▶ [What to work on] Transcribe each line of the material as it is, and drop any picture.
=======
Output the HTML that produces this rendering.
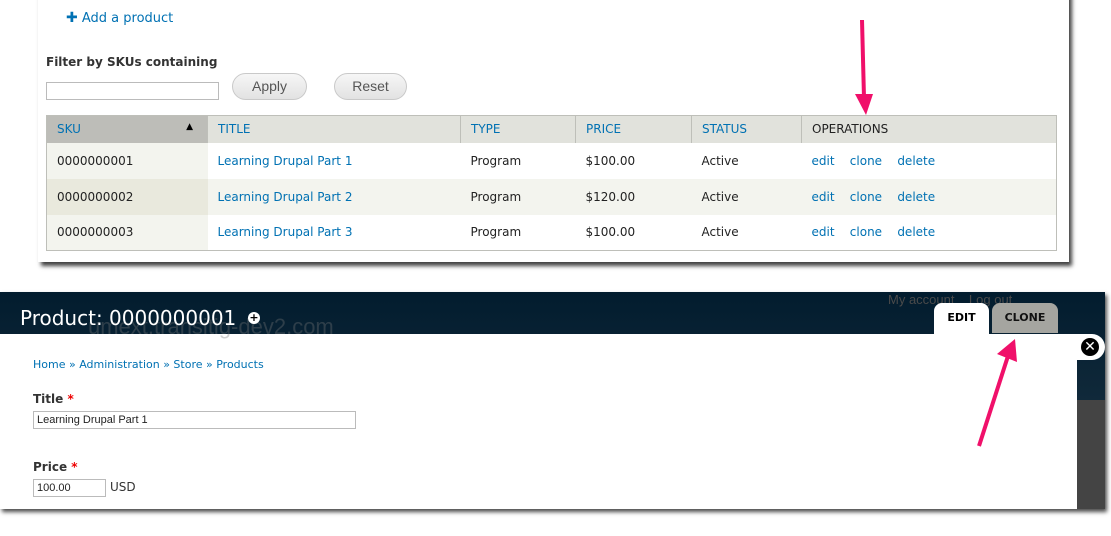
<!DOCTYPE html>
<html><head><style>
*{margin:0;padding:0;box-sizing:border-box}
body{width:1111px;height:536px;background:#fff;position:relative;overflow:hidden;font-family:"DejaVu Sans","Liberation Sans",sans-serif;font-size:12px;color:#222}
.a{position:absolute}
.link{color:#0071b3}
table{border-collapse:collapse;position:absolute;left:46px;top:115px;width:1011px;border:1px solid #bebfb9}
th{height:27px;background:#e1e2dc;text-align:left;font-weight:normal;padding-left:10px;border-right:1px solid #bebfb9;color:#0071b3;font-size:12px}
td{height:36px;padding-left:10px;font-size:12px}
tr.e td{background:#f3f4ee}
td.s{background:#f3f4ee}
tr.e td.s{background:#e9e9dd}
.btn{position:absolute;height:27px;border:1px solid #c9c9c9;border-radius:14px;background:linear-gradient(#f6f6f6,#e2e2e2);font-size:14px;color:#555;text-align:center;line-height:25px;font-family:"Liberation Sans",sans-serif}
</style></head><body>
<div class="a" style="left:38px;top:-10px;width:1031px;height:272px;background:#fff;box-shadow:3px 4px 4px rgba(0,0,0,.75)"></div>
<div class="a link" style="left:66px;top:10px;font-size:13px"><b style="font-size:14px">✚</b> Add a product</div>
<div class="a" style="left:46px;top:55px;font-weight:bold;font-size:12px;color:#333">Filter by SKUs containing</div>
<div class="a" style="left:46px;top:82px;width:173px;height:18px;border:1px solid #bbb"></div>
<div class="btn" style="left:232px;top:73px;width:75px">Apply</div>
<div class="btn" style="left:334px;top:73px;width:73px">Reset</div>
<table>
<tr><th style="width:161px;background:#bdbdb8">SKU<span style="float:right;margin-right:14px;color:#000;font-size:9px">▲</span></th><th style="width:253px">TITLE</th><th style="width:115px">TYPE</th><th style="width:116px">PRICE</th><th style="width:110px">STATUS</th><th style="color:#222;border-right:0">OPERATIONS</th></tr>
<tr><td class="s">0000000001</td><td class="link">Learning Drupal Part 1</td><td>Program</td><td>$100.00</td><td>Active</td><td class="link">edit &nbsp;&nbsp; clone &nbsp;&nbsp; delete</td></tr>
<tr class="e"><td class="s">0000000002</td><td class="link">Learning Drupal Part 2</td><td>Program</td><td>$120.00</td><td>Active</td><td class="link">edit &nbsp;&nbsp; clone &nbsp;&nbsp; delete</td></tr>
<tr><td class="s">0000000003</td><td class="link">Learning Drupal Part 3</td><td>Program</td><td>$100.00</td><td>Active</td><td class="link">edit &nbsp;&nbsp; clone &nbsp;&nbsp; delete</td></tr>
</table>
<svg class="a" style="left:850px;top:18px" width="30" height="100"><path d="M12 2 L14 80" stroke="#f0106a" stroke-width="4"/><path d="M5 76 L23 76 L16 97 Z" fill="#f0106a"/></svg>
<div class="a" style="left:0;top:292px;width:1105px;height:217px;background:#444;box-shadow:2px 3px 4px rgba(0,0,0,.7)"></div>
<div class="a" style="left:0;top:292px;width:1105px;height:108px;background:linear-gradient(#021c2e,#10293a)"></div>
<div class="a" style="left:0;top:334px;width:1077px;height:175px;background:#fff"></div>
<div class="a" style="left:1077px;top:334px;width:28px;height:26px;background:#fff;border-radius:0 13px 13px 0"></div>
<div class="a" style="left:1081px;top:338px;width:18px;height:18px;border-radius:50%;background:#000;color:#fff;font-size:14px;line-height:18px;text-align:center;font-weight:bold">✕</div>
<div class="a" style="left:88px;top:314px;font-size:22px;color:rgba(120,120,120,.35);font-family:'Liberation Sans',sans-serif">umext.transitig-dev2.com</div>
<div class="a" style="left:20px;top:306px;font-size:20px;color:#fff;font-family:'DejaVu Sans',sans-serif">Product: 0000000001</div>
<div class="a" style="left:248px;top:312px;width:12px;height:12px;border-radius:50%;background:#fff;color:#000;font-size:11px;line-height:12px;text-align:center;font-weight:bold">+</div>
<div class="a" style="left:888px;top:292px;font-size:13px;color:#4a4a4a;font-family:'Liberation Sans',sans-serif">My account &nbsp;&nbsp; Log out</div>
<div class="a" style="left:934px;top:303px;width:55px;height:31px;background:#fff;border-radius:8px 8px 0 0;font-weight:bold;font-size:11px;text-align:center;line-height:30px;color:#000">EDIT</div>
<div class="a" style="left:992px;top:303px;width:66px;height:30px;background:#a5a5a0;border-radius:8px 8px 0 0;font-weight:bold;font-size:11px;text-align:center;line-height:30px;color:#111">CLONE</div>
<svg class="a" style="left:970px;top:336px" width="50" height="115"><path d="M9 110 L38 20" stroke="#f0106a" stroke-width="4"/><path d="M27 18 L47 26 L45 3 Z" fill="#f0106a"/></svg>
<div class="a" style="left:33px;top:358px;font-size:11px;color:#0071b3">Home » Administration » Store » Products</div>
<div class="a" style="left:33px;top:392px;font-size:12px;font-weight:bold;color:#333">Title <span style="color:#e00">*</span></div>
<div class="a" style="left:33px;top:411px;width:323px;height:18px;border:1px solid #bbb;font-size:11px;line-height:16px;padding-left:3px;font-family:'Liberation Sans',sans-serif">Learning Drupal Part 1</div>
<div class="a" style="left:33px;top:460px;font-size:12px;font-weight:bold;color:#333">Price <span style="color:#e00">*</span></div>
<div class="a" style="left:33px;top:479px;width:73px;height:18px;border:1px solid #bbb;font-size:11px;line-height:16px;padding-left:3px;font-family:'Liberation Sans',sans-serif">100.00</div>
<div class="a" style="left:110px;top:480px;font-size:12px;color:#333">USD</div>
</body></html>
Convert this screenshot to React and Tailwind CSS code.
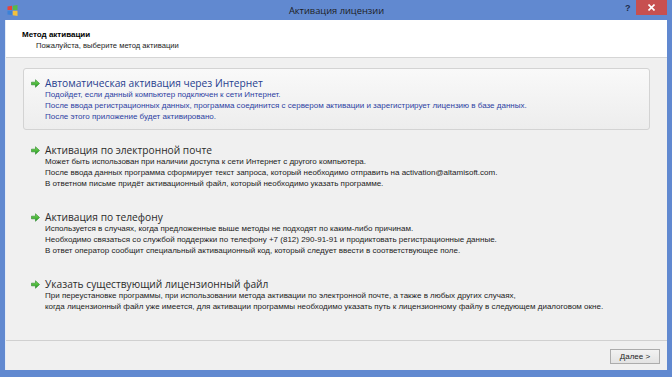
=======
▶ [Solution below]
Output the HTML that produces this rendering.
<!DOCTYPE html>
<html><head><style>
*{margin:0;padding:0;box-sizing:border-box}
body{width:1111px;height:536px;background:#fff;position:relative;overflow:hidden;font-family:"DejaVu Sans","Liberation Sans",sans-serif;font-size:12px;color:#222}
.a{position:absolute}
.link{color:#0071b3}
table{border-collapse:collapse;position:absolute;left:46px;top:115px;width:1011px;border:1px solid #bebfb9}
th{height:27px;background:#e1e2dc;text-align:left;font-weight:normal;padding-left:10px;border-right:1px solid #bebfb9;color:#0071b3;font-size:12px}
td{height:36px;padding-left:10px;font-size:12px}
tr.e td{background:#f3f4ee}
td.s{background:#f3f4ee}
tr.e td.s{background:#e9e9dd}
.btn{position:absolute;height:27px;border:1px solid #c9c9c9;border-radius:14px;background:linear-gradient(#f6f6f6,#e2e2e2);font-size:14px;color:#555;text-align:center;line-height:25px;font-family:"Liberation Sans",sans-serif}
</style></head><body>
<div class="a" style="left:38px;top:-10px;width:1031px;height:272px;background:#fff;box-shadow:3px 4px 4px rgba(0,0,0,.75)"></div>
<div class="a link" style="left:66px;top:10px;font-size:13px"><b style="font-size:14px">✚</b> Add a product</div>
<div class="a" style="left:46px;top:55px;font-weight:bold;font-size:12px;color:#333">Filter by SKUs containing</div>
<div class="a" style="left:46px;top:82px;width:173px;height:18px;border:1px solid #bbb"></div>
<div class="btn" style="left:232px;top:73px;width:75px">Apply</div>
<div class="btn" style="left:334px;top:73px;width:73px">Reset</div>
<table>
<tr><th style="width:161px;background:#bdbdb8">SKU<span style="float:right;margin-right:14px;color:#000;font-size:9px">▲</span></th><th style="width:253px">TITLE</th><th style="width:115px">TYPE</th><th style="width:116px">PRICE</th><th style="width:110px">STATUS</th><th style="color:#222;border-right:0">OPERATIONS</th></tr>
<tr><td class="s">0000000001</td><td class="link">Learning Drupal Part 1</td><td>Program</td><td>$100.00</td><td>Active</td><td class="link">edit &nbsp;&nbsp; clone &nbsp;&nbsp; delete</td></tr>
<tr class="e"><td class="s">0000000002</td><td class="link">Learning Drupal Part 2</td><td>Program</td><td>$120.00</td><td>Active</td><td class="link">edit &nbsp;&nbsp; clone &nbsp;&nbsp; delete</td></tr>
<tr><td class="s">0000000003</td><td class="link">Learning Drupal Part 3</td><td>Program</td><td>$100.00</td><td>Active</td><td class="link">edit &nbsp;&nbsp; clone &nbsp;&nbsp; delete</td></tr>
</table>
<svg class="a" style="left:850px;top:18px" width="30" height="100"><path d="M12 2 L14 80" stroke="#f0106a" stroke-width="4"/><path d="M5 76 L23 76 L16 97 Z" fill="#f0106a"/></svg>
<div class="a" style="left:0;top:292px;width:1105px;height:217px;background:#444;box-shadow:2px 3px 4px rgba(0,0,0,.7)"></div>
<div class="a" style="left:0;top:292px;width:1105px;height:108px;background:linear-gradient(#021c2e,#10293a)"></div>
<div class="a" style="left:0;top:334px;width:1077px;height:175px;background:#fff"></div>
<div class="a" style="left:1077px;top:334px;width:28px;height:26px;background:#fff;border-radius:0 13px 13px 0"></div>
<div class="a" style="left:1081px;top:338px;width:18px;height:18px;border-radius:50%;background:#000;color:#fff;font-size:14px;line-height:18px;text-align:center;font-weight:bold">✕</div>
<div class="a" style="left:88px;top:314px;font-size:22px;color:rgba(120,120,120,.35);font-family:'Liberation Sans',sans-serif">umext.transitig-dev2.com</div>
<div class="a" style="left:20px;top:306px;font-size:20px;color:#fff;font-family:'DejaVu Sans',sans-serif">Product: 0000000001</div>
<div class="a" style="left:248px;top:312px;width:12px;height:12px;border-radius:50%;background:#fff;color:#000;font-size:11px;line-height:12px;text-align:center;font-weight:bold">+</div>
<div class="a" style="left:888px;top:292px;font-size:13px;color:#4a4a4a;font-family:'Liberation Sans',sans-serif">My account &nbsp;&nbsp; Log out</div>
<div class="a" style="left:934px;top:303px;width:55px;height:31px;background:#fff;border-radius:8px 8px 0 0;font-weight:bold;font-size:11px;text-align:center;line-height:30px;color:#000">EDIT</div>
<div class="a" style="left:992px;top:303px;width:66px;height:30px;background:#a5a5a0;border-radius:8px 8px 0 0;font-weight:bold;font-size:11px;text-align:center;line-height:30px;color:#111">CLONE</div>
<svg class="a" style="left:970px;top:336px" width="50" height="115"><path d="M9 110 L38 20" stroke="#f0106a" stroke-width="4"/><path d="M27 18 L47 26 L45 3 Z" fill="#f0106a"/></svg>
<div class="a" style="left:33px;top:358px;font-size:11px;color:#0071b3">Home » Administration » Store » Products</div>
<div class="a" style="left:33px;top:392px;font-size:12px;font-weight:bold;color:#333">Title <span style="color:#e00">*</span></div>
<div class="a" style="left:33px;top:411px;width:323px;height:18px;border:1px solid #bbb;font-size:11px;line-height:16px;padding-left:3px;font-family:'Liberation Sans',sans-serif">Learning Drupal Part 1</div>
<div class="a" style="left:33px;top:460px;font-size:12px;font-weight:bold;color:#333">Price <span style="color:#e00">*</span></div>
<div class="a" style="left:33px;top:479px;width:73px;height:18px;border:1px solid #bbb;font-size:11px;line-height:16px;padding-left:3px;font-family:'Liberation Sans',sans-serif">100.00</div>
<div class="a" style="left:110px;top:480px;font-size:12px;color:#333">USD</div>
</body></html>
Convert this screenshot to React and Tailwind CSS code.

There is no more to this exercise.